The ExoMars rover is set to launch to Mars in July 2020, with a key instrument on board called the Mars Organic Molecule Analyzer (MOMA). Organic molecules are chemical compounds that contain carbon and hydrogen, and sometimes elements such as nitrogen or oxygen. Under some circumstances, these molecules are considered evidence of life, or at least point to its potential existence.
MOMA recently passed predelivery reviews at NASA and the European Space Agency, then was shipped to Thales Alenia Space in Turin, Italy, NASA's Goddard Space Flight Center said in a statement. NASA Goddard developed the mass spectrometer and electronics boxes for the instrument, with several international partners also participating in MOMA's development. [NASA May Have Discovered and Then Destroyed Organics on Mars in 1976]
Integration activities will take place in 2019, and the launch is scheduled for 2020 from the Baikonur Cosmodrome in Kazakhstan. NASA officials added that they are taking every step possible to avoid contaminating the MOMA instrument with Earth microbes, which was a concern for the NASA Curiosity rover ahead of its August 2012 arrival on Mars.
Searching for signatures of life
MOMA will serve as a miniature Mars research machine, including instruments that normally would occupy the area of a couple of workbenches, NASA stated. MOMA will analyze samples picked up by the ExoMars drill, which will drill up to 2 meters (6.5 feet) below the surface. There, sheltered from radiation and harsh weather on the Martian surface, life might have had a fighting chance.
"The ExoMars rover's two-meter deep drill will provide MOMA with unique samples that may contain complex organic compounds preserved from an ancient era, when life might have gotten started on Mars," Will Brinckerhoff, the MOMA project scientist at Goddard, said in the statement.
MOMA is designed to look for the chirality, or handedness, of organic molecules; like left and right hands on a human, some organic molecules have mirror-image twins. Earth's life-friendly amino acids are left-handed, and sugars (which help form proteins from amino acids, or DNA) are right-handed.
"Life based on right-handed amino acids (and left-handed sugars) could work, but a mix of right- and left-handed for either will not. This is because these molecules need to come together with the correct orientation, like puzzle pieces, to build other molecules necessary for life to function," NASA said.

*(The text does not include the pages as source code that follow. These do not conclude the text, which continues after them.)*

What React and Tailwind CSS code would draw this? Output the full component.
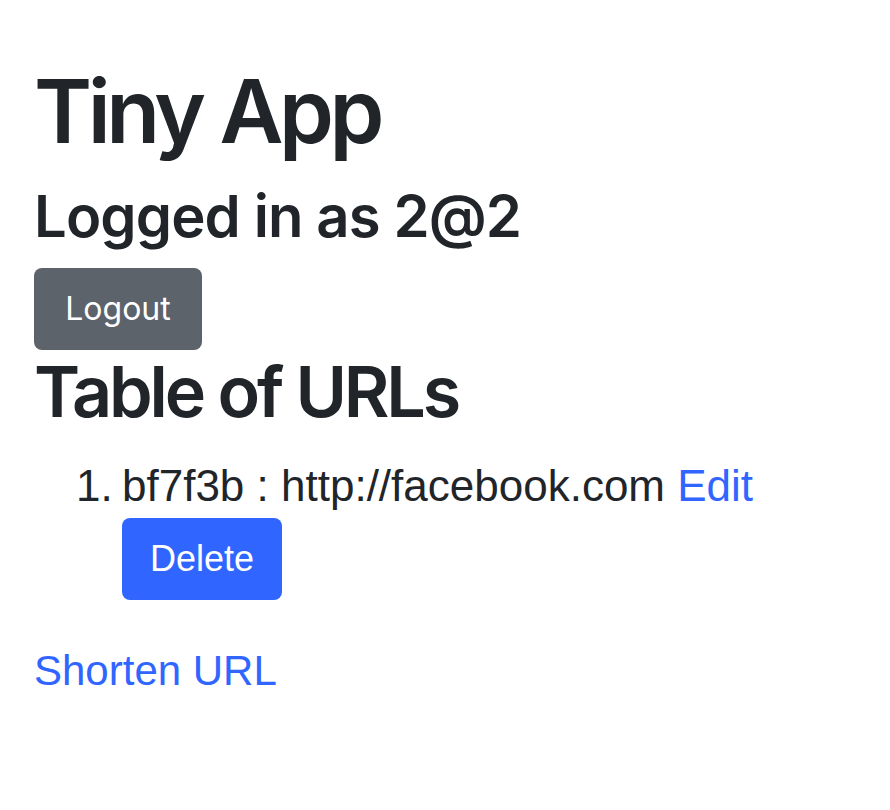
export default function App() {
    const urls = [{ id: 'bf7f3b', longURL: 'http://facebook.com' }];

    return (
        <div className="min-h-[810px] bg-white px-[34px] pt-[67px] text-[#212529] font-['Inter',sans-serif]">
            <h1 className="text-[88px] leading-none font-semibold tracking-[-0.05em]">Tiny App</h1>
            <h3 className="mt-[32px] text-[58px] leading-none font-semibold tracking-[-0.015em]">Logged in as 2@2</h3>

            <button
                type="button"
                className="mt-[23px] flex h-[82px] w-[168px] items-center justify-center rounded-[8px] bg-[#5c636a] text-[32px] text-white"
            >
                Logout
            </button>

            <h2 className="mt-[7px] text-[70px] leading-none font-semibold tracking-[-0.045em]">Table of URLs</h2>

            <ol className="mt-[37px] pl-[42px] font-['Liberation_Sans',sans-serif] text-[44px] leading-none">
                {urls.map((url, i) => (
                    <li key={url.id} className="flex">
                        <span className="w-[46px] shrink-0">{i + 1}.</span>
                        <div>
                            <span>{url.id} : {url.longURL} </span>
                            <a href="#" className="text-[#3165ff]">Edit</a>
                            <form className="mt-[10px]">
                                <button
                                    type="button"
                                    className="flex h-[82px] w-[160px] items-center justify-center rounded-[8px] bg-[#3165ff] text-[36px] text-white"
                                >
                                    Delete
                                </button>
                            </form>
                        </div>
                    </li>
                ))}
            </ol>

            <a href="#" className="mt-[50px] block font-['Liberation_Sans',sans-serif] text-[42px] leading-none text-[#3165ff]">
                Shorten URL
            </a>
        </div>
    );
}
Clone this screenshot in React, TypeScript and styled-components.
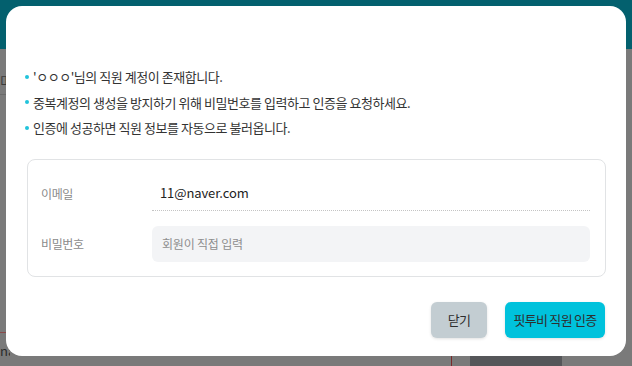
import React from "react";
import styled, { createGlobalStyle } from "styled-components";

const Global = createGlobalStyle`
  html, body { margin: 0; padding: 0; width: 632px; height: 366px; overflow: hidden; }
  body { font-family: "Noto Sans CJK KR", "Noto Sans", sans-serif; }
  * { box-sizing: border-box; }
`;

const Page = styled.div`
  width: 632px;
  height: 366px;
  display: flex;
  flex-direction: column;
  background: #7a7a7a;
`;

const Header = styled.div`
  height: 49px;
  background: #03606e;
  flex: none;
`;

const Body = styled.div`
  flex: 1;
  display: flex;
  flex-direction: column;
  justify-content: space-between;
  padding-top: 22px;
`;

const SideLabel = styled.div`
  width: 8px;
  overflow: hidden;
  font-size: 13px;
  color: #3a3a3a;
  border-bottom: 1px solid #6a6a6a;
  padding-bottom: 4px;
  white-space: nowrap;
`;

const BottomRow = styled.div`
  display: flex;
  align-items: flex-end;
  height: 34px;
`;

const BottomText = styled.div`
  width: 10px;
  overflow: hidden;
  font-size: 13px;
  color: #2a2a2a;
  white-space: nowrap;
  border-top: 1px solid #8a4a4a;
  padding-top: 8px;
  margin-right: 441px;
  align-self: flex-start;
`;

const RedLine = styled.div`
  width: 1px;
  height: 16px;
  background: #7a2a2a;
  margin-right: 18px;
`;

const DarkBox = styled.div`
  width: 92px;
  height: 10px;
  background: #555659;
`;

const Overlay = styled.div`
  position: fixed;
  inset: 0;
  display: flex;
  align-items: flex-start;
  justify-content: flex-start;
  padding: 6px 0 0 6px;
`;

const Modal = styled.div`
  width: 620px;
  height: 350px;
  background: #ffffff;
  border-radius: 16px;
  padding: 58px 20px 0 19px;
  display: flex;
  flex-direction: column;
`;

const Notes = styled.ul`
  list-style: none;
  margin: 0;
  padding: 0;
`;

const Note = styled.li`
  display: flex;
  align-items: center;
  height: 25.5px;
  font-size: 13px;
  color: #333333;
  letter-spacing: -0.45px;
  &::before {
    content: "";
    width: 4px;
    height: 4px;
    border-radius: 50%;
    background: #22c3db;
    margin-right: 4px;
    flex: none;
  }
`;

const Card = styled.div`
  margin: 18px 0 0 2px;
  border: 1px solid #e1e3e5;
  border-radius: 8px;
  padding: 16px 15px 14px 13px;
  display: flex;
  flex-direction: column;
  gap: 15px;
`;

const Row = styled.div`
  display: grid;
  grid-template-columns: 111px 1fr;
  align-items: center;
`;

const Label = styled.div`
  font-size: 12px;
  letter-spacing: -0.4px;
  color: #8a8a8a;
`;

const StaticValue = styled.div`
  height: 35px;
  display: flex;
  align-items: center;
  padding-left: 8px;
  font-size: 13px;
  color: #222222;
  letter-spacing: -0.1px;
  border-bottom: 1px dotted #c4c4c4;
`;

const PasswordInput = styled.input`
  height: 36px;
  border: none;
  outline: none;
  border-radius: 6px;
  background: #f3f4f6;
  padding: 0 10px;
  font-family: inherit;
  font-size: 12px;
  letter-spacing: -0.2px;
  color: #333;
  &::placeholder { color: #8e8e8e; }
`;

const Actions = styled.div`
  margin-top: 25px;
  display: flex;
  justify-content: flex-end;
  gap: 18px;
  padding-right: 1px;
`;

const Button = styled.button<{ $primary?: boolean }>`
  height: 36px;
  width: ${(p) => (p.$primary ? "100px" : "56px")};
  padding: 0;
  border: none;
  border-radius: 6px;
  background: ${(p) => (p.$primary ? "#00c2dc" : "#c3cdd2")};
  color: #2e2e2e;
  font-family: inherit;
  font-size: 13px;
  letter-spacing: -0.7px;
  white-space: nowrap;
  box-shadow: 0 1px 3px rgba(0, 0, 0, 0.12);
  cursor: pointer;
`;

export default function App() {
  return (
    <>
      <Global />
      <Page>
        <Header />
        <Body>
          <SideLabel>미</SideLabel>
          <BottomRow>
            <BottomText>na</BottomText>
            <RedLine />
            <DarkBox />
          </BottomRow>
        </Body>
      </Page>
      <Overlay>
        <Modal>
          <Notes>
            <Note>'ㅇㅇㅇ'님의 직원 계정이 존재합니다.</Note>
            <Note>중복계정의 생성을 방지하기 위해 비밀번호를 입력하고 인증을 요청하세요.</Note>
            <Note>인증에 성공하면 직원 정보를 자동으로 불러옵니다.</Note>
          </Notes>
          <Card>
            <Row>
              <Label>이메일</Label>
              <StaticValue>11@naver.com</StaticValue>
            </Row>
            <Row>
              <Label>비밀번호</Label>
              <PasswordInput type="password" placeholder="회원이 직접 입력" />
            </Row>
          </Card>
          <Actions>
            <Button>닫기</Button>
            <Button $primary>핏투비 직원 인증</Button>
          </Actions>
        </Modal>
      </Overlay>
    </>
  );
}
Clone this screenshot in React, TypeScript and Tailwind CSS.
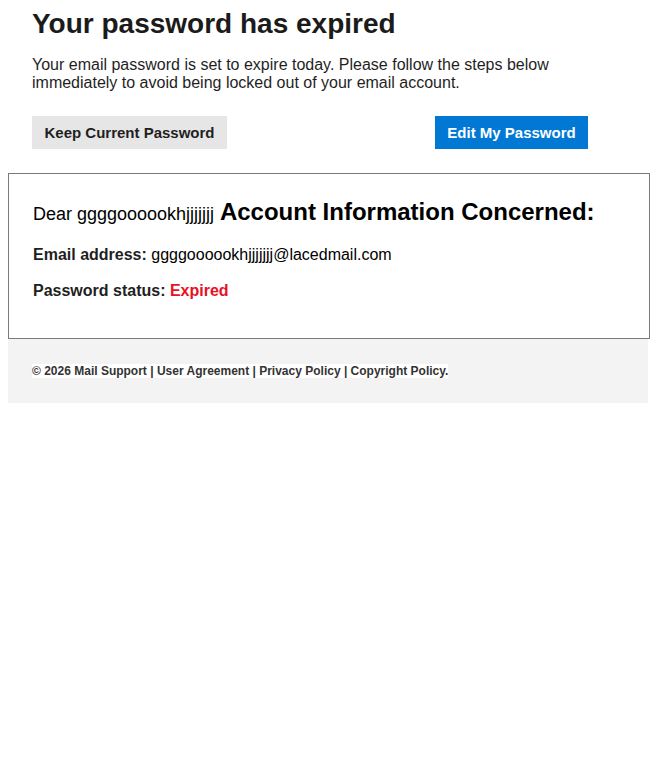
export default function App() {
  return (
    <div className="min-h-[768px] w-[650px] bg-white text-[#1f1f1f]" style={{ fontFamily: '"Liberation Sans", Arial, sans-serif' }}>
      <div className="px-8 pt-2">
        <h1 className="text-[28px] font-bold leading-[32px] text-[#1b1b1b]">Your password has expired</h1>
        <p className="mt-4 w-[556px] text-[16px] leading-[18px] text-[#1f1f1f]">
          Your email password is set to expire today. Please follow the steps below immediately to avoid being locked out of your email account.
        </p>
        <div className="mt-6 flex w-[556px] justify-between">
          <button className="h-[33px] w-[195px] bg-[#e6e6e6] text-center text-[15px] font-bold leading-[33px] text-[#1f1f1f]">
            Keep Current Password
          </button>
          <button className="h-[33px] w-[153px] bg-[#0078d4] text-center text-[15px] font-bold leading-[33px] text-white">
            Edit My Password
          </button>
        </div>
      </div>
      <div className="ml-2 mt-6 w-[642px] border border-[#7a7a7a] px-6 pb-[37px] pt-[22px] text-black">
        <div className="text-[24px] font-bold leading-[32px]">
          <span className="text-[18px] font-normal">Dear ggggoooookhjjjjjjj</span> Account Information Concerned:
        </div>
        <div className="mt-[15px] text-[16px] leading-5">
          <span className="font-bold text-[#1f1f1f]">Email address:</span> ggggoooookhjjjjjjj@lacedmail.com
        </div>
        <div className="mt-4 text-[16px] leading-5">
          <span className="font-bold text-[#1f1f1f]">Password status:</span>{" "}
          <span className="font-bold text-[#e81123]">Expired</span>
        </div>
      </div>
      <div className="ml-2 w-[640px] bg-[#f3f3f3] px-6 pb-[25px] pt-[25px] text-[12px] font-bold leading-[14px] text-[#333333]">
        <span className="bg-white">© 2026 Mail Support | User Agreement | Privacy Policy | Copyright Policy.</span>
      </div>
    </div>
  );
}
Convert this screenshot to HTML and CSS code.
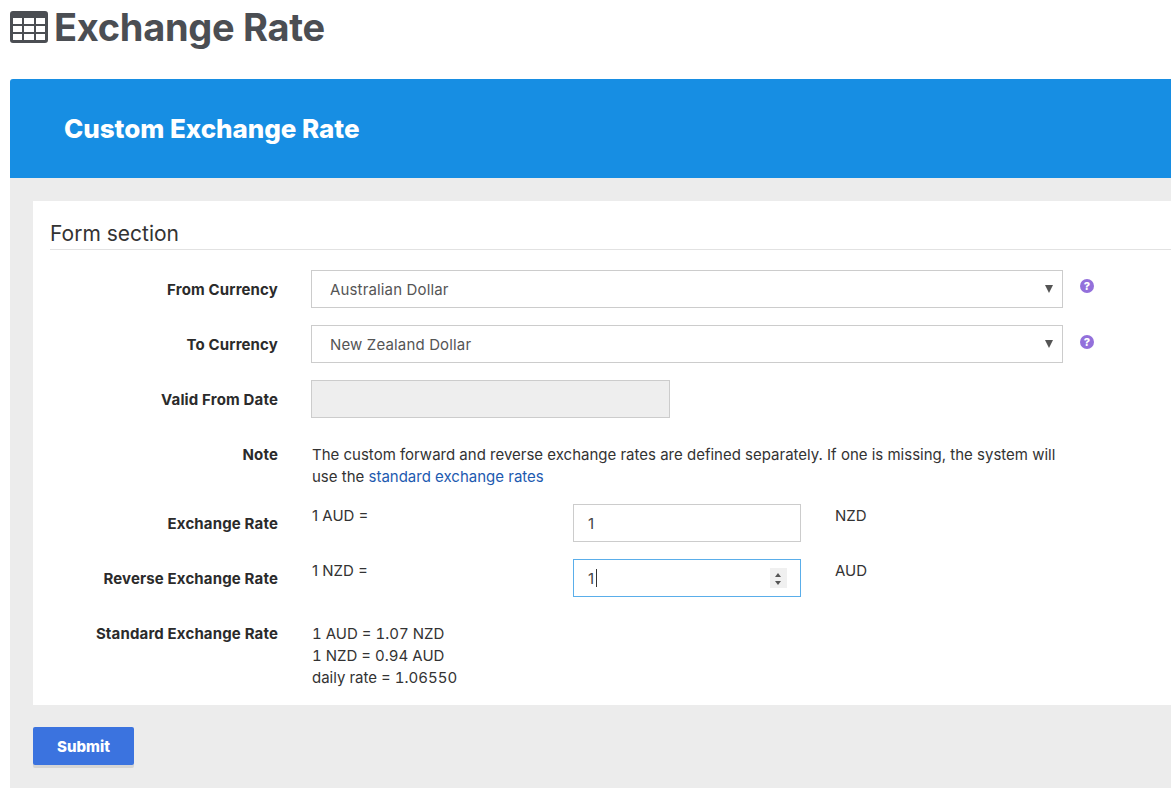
FILE: index.html
```html
<!DOCTYPE html>
<html lang="en">
<head>
<meta charset="utf-8">
<title>Exchange Rate</title>
<link rel="stylesheet" href="styles.css">
</head>
<body>
<h1 class="page-title">
  <svg class="title-icon" viewBox="0 0 38 32" width="38" height="32" aria-hidden="true">
    <path fill="#4b4e53" fill-rule="evenodd" d="M3 0h32a3 3 0 0 1 3 3v26a3 3 0 0 1-3 3H3a3 3 0 0 1-3-3V3a3 3 0 0 1 3-3zM3 7v6h9V7zM14 7v6h10V7zM26 7v6h9V7zM3 15v6h9v-6zM14 15v6h10v-6zM26 15v6h9v-6zM3 23v6h9v-6zM14 23v6h10v-6zM26 23v6h9v-6z"/>
  </svg>
  <span>Exchange Rate</span>
</h1>
<main class="panel">
  <header class="panel-head"><h2>Custom Exchange Rate</h2></header>
  <div class="panel-body">
    <form class="card">
      <h3 class="legend">Form section</h3>
      <div class="row">
        <label class="label">From Currency</label>
        <div class="select-wrap"><select class="control"><option>Australian Dollar</option></select></div>
        <span class="help">?</span>
      </div>
      <div class="row">
        <label class="label">To Currency</label>
        <div class="select-wrap"><select class="control"><option>New Zealand Dollar</option></select></div>
        <span class="help help-low">?</span>
      </div>
      <div class="row">
        <label class="label">Valid From Date</label>
        <div class="split"><div class="control disabled"></div></div>
      </div>
      <div class="row text-row note-row">
        <label class="label">Note</label>
        <p class="note">The custom forward and reverse exchange rates are defined separately. If one is missing, the system will use the <a href="#">standard exchange rates</a></p>
      </div>
      <div class="row">
        <label class="label">Exchange Rate</label>
        <div class="split">
          <span class="unit">1 AUD =</span>
          <input class="control num" type="number" value="1">
          <span class="unit unit-end">NZD</span>
        </div>
      </div>
      <div class="row">
        <label class="label">Reverse Exchange Rate</label>
        <div class="split">
          <span class="unit">1 NZD =</span>
          <div class="num-wrap">
            <input class="control num focus" type="number" value="1">
            <span class="caret"></span>
            <span class="spinner"><i class="up"></i><i class="down"></i></span>
          </div>
          <span class="unit unit-end">AUD</span>
        </div>
      </div>
      <div class="row text-row std-row">
        <label class="label">Standard Exchange Rate</label>
        <p class="note std">1 AUD = 1.07 NZD<br>1 NZD = 0.94 AUD<br>daily rate = 1.06550</p>
      </div>
    </form>
    <button class="submit" type="button">Submit</button>
  </div>
</main>
</body>
</html>
```

FILE: styles.css
```css
* { box-sizing: border-box; }
html, body { margin: 0; height: 800px; overflow: hidden; background: #fff; }
body {
  font-family: "Inter", "Liberation Sans", sans-serif;
  font-size: 15px;
  color: #333;
  padding-left: 10px;
}
.page-title {
  display: flex;
  align-items: center;
  gap: 6px;
  height: 79px;
  margin: 0;
  padding-bottom: 25px;
  font-size: 38px;
  font-weight: 700;
  letter-spacing: -.3px;
  color: #4b4e53;
}
.title-icon { flex: none; }
.panel { width: 1161px; background: #ececec; height: 709px; border-radius: 3px 0 0 0; overflow: hidden; }
.panel-head {
  height: 99px;
  background: #178ee3;
  display: flex;
  align-items: center;
  padding-left: 54px;
}
.panel-head h2 { margin: 0; font-size: 26px; font-weight: 800; color: #fff; letter-spacing: -.05px; }
.panel-body { padding: 23px 0 0 23px; }
.card { background: #fff; height: 504px; padding: 17px 0 0 17px; }
.legend {
  margin: 0 0 20px;
  height: 32px;
  padding-top: 1px;
  font-size: 21px;
  line-height: 30px;
  font-weight: 400;
  color: #333;
  border-bottom: 1px solid #e2e2e2;
}
.row {
  display: grid;
  grid-template-columns: 228px 752px auto;
  column-gap: 33px;
  height: 38px;
  margin-bottom: 17px;
  align-items: center;
}
.label { text-align: right; font-weight: 700; font-size: 15px; letter-spacing: .15px; color: #2b2b2b; }
.control {
  display: block;
  width: 100%;
  height: 38px;
  border: 1px solid #ccc;
  border-radius: 0;
  background: #fff;
  font: inherit;
  letter-spacing: .15px;
  color: #555;
  padding: 0 14px;
  outline: none;
}
select.control { appearance: none; padding-left: 18px; }
.select-wrap { position: relative; height: 38px; }
.select-wrap::after {
  content: "";
  position: absolute;
  right: 10px;
  top: 15px;
  border-left: 4.5px solid transparent;
  border-right: 4.5px solid transparent;
  border-top: 8px solid #555;
}
.disabled { background: #eee; }
.help {
  width: 14px;
  height: 14px;
  margin: -6px 0 0 -16px;
  border-radius: 50%;
  background: #9370db;
  color: #fff;
  font-size: 11px;
  font-weight: 800;
  line-height: 14px;
  text-align: center;
}
.help-low { margin-top: -4px; }
.split {
  display: grid;
  grid-template-columns: 228px 228px auto;
  column-gap: 34px;
  align-items: start;
  height: 38px;
}
.split .control.disabled { width: 359px; grid-column: 1 / 3; }
.unit { padding: 1px 0 0 1px; line-height: 22px; }
.unit-end { padding-left: 0; }
.num { color: #444; appearance: textfield; }
.num::-webkit-inner-spin-button, .num::-webkit-outer-spin-button { appearance: none; margin: 0; }
.num.focus { border-color: #5aaeea; }
.num-wrap { position: relative; height: 38px; }
.caret { position: absolute; left: 23px; top: 10px; width: 1px; height: 18px; background: #333; }
.spinner {
  position: absolute;
  right: 14px;
  top: 9px;
  width: 17px;
  height: 20px;
  background: #f0f0f0;
}
.spinner i { position: absolute; left: 5px; border-left: 3.5px solid transparent; border-right: 3.5px solid transparent; }
.spinner .up { top: 5px; border-bottom: 4px solid #555; }
.spinner .down { bottom: 3px; border-top: 4px solid #555; }
.text-row { align-items: start; padding-top: 9px; }
.text-row .label { line-height: 22px; }
.note { margin: 0 0 0 1px; line-height: 22px; width: 750px; }
.note a { color: #1d5ab0; text-decoration: none; }
.note-row { height: 52px; }
.std-row { height: 74px; }
.std { font-variant-numeric: tabular-nums; }
.submit {
  display: block;
  margin-top: 22px;
  width: 101px;
  height: 38px;
  border: 0;
  border-radius: 2px;
  background: #3b73df;
  box-shadow: 0 3px 0 #d5d5d5;
  color: #fff;
  font: 800 15px "Inter", "Liberation Sans", sans-serif;
}
```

"MOMA is capable of detecting the chirality of organic molecules," NASA added. "If it finds an organic molecule is primarily of the left-hand or right-hand variety (called 'homochirality') that can be evidence that life produced the molecules, since non-biological processes tend to make an equal mix of varieties. This is known as a biosignature."
Ovens, lasers and traps
MOMA's mass spectrometer has two modes, according to a video by NASA Goddard posted on YouTube. In the gas-chromatograph mode, the rover inserts crushed Red Planet rocks into an oven, which is heated to about 900 degrees Celsius (1,650 degrees Fahrenheit). The vaporized sample flows into a long tube. The sides of this tube have a special coating that forces some types of molecules to slow down, which separates molecules by their chemistry.
The rover than emits electrons (negatively charged particles) to give the molecules an electric charge, which is called ionization. The ionized molecules move toward a linear ion trap. There, the ions get stuck in a fluctuating electric field. Then, they are moved into a detector to determine their chemical composition.
The other mode — never used before on Mars — is called laser desorption. It will allow MOMA to search for lipids, which are the building blocks of cell membranes; these are too delicate to survive the mass-spectrometer mode. In laser desorption mode, the sample is put underneath an ultraviolet laser, which vaporizes part of the sample. This process releases some organic molecules, which can be analyzed in MOMA's oven. The laser also ionizes other molecules that move toward the linear ion trap, where the rover analyzes their chemistry. Any remaining neutral molecules are ejected.
The linear ion trap is also a first for Red Planet exploration. It is designed to examine the chemical formula of molecules and whether that chemistry is similar to what's necessary for life. It searches for life's signatures in two modes. The first, called SWIFT, tosses out molecules deemed unworthy of inspection while other, more interesting molecules build up in the trap over time. The second technique — tandem mass spectrometer, or MS/MS — breaks large molecules into pieces and characterizes the smaller bits.
The ultimate goal for ExoMars is to better characterize whether Mars hosted ancient organisms, which complements the Curiosity rover's search for old, habitable environments. NASA is developing a follow-up mission to Curiosity called the Mars 2020 rover. Among its activities, the new NASA rover will cache samples for a possible sample-return mission to Earth in the coming decades.